Group theory as the basis of unifications
From the beginning, the fundamental questions in the focus of mathematics, more specifically geometry and algebra, have been the problems that could be discussed identically and therefore computed with similar procedures. The group theory, originating from Évariste Galois, became the starting point for a systematisation process which established the order of operations with strict consistency, and the practical use of this theoretical outcome laid the groundwork for all computer technology procedures and operations dealing with systems.

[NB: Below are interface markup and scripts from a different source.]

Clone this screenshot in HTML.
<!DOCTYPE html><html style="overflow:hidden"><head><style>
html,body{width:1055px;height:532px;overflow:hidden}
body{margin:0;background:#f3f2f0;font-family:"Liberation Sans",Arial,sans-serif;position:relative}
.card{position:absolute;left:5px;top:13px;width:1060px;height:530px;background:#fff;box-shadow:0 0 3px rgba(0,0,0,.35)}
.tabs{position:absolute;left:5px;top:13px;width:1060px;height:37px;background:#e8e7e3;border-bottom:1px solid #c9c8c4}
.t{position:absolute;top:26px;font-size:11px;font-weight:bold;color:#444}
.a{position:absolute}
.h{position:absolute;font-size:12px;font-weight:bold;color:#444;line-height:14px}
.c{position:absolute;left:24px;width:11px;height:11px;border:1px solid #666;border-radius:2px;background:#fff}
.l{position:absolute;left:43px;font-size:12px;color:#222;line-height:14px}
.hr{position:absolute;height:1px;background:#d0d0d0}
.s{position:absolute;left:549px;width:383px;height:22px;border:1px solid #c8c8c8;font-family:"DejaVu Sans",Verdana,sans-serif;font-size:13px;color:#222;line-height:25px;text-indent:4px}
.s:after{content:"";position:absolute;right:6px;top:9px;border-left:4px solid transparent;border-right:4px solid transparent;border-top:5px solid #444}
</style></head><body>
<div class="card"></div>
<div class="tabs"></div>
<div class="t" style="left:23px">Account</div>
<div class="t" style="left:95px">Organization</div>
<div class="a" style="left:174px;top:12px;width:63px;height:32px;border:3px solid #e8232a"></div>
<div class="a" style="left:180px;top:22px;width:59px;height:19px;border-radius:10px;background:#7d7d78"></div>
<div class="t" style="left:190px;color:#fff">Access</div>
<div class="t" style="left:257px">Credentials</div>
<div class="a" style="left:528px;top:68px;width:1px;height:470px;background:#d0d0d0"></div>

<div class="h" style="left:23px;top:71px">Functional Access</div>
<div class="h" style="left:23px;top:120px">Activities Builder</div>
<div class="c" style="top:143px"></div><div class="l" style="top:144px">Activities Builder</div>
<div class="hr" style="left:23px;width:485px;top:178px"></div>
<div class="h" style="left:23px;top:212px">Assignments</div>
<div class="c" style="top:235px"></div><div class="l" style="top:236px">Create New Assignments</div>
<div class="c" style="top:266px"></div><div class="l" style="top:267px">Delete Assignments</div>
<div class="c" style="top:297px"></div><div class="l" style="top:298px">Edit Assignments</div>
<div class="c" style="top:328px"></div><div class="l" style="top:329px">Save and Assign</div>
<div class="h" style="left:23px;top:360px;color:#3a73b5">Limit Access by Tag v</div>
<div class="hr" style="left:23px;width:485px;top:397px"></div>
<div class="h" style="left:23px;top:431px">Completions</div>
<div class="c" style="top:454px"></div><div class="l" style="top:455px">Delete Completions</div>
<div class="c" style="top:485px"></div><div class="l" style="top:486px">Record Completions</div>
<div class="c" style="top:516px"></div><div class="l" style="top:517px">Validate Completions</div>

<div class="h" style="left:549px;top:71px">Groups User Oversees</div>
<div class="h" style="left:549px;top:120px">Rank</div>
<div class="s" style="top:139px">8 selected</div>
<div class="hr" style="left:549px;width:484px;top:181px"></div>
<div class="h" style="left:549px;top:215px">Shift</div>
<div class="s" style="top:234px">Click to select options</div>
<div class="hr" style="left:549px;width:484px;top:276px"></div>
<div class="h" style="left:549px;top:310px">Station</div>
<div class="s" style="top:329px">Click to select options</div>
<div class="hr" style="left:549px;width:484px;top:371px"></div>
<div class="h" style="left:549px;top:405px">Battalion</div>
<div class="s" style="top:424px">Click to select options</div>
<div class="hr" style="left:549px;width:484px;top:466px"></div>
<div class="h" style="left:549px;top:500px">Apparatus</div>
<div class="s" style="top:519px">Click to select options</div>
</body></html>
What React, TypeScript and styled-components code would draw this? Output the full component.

Group theory determines the system of conditions for such algebraic operations which characterise a given mathematical-geometrical concept group as a rule and which therefore can be carried out there. These operations are much like basic arithmetic operations, such as addition and the other derived operations, and include some elementary number theory definitions, such as those relating to units and inverses. In algebra and geometry the operations defined this way are extended to higher order operations generalised from them, thus to higher number of dimensions generalised from two- and three-dimensional shapes and to matrix procedures complying with the multidimensional approach, ranging from real numbers to quaternions and procedures performed with symbolic operations. The theories of modern physics relating to the micro and macro world are specifically enabled by these computational group mechanisms and their high level generalisations, whether used for the purposes of elementary particle physics or the aerospace industry.
The group theory was further developed by two prominent mathematicians in collaboration: Sophus Lie in algebra and Felix Klein in geometry. This duality is constantly present in the story of systems theory.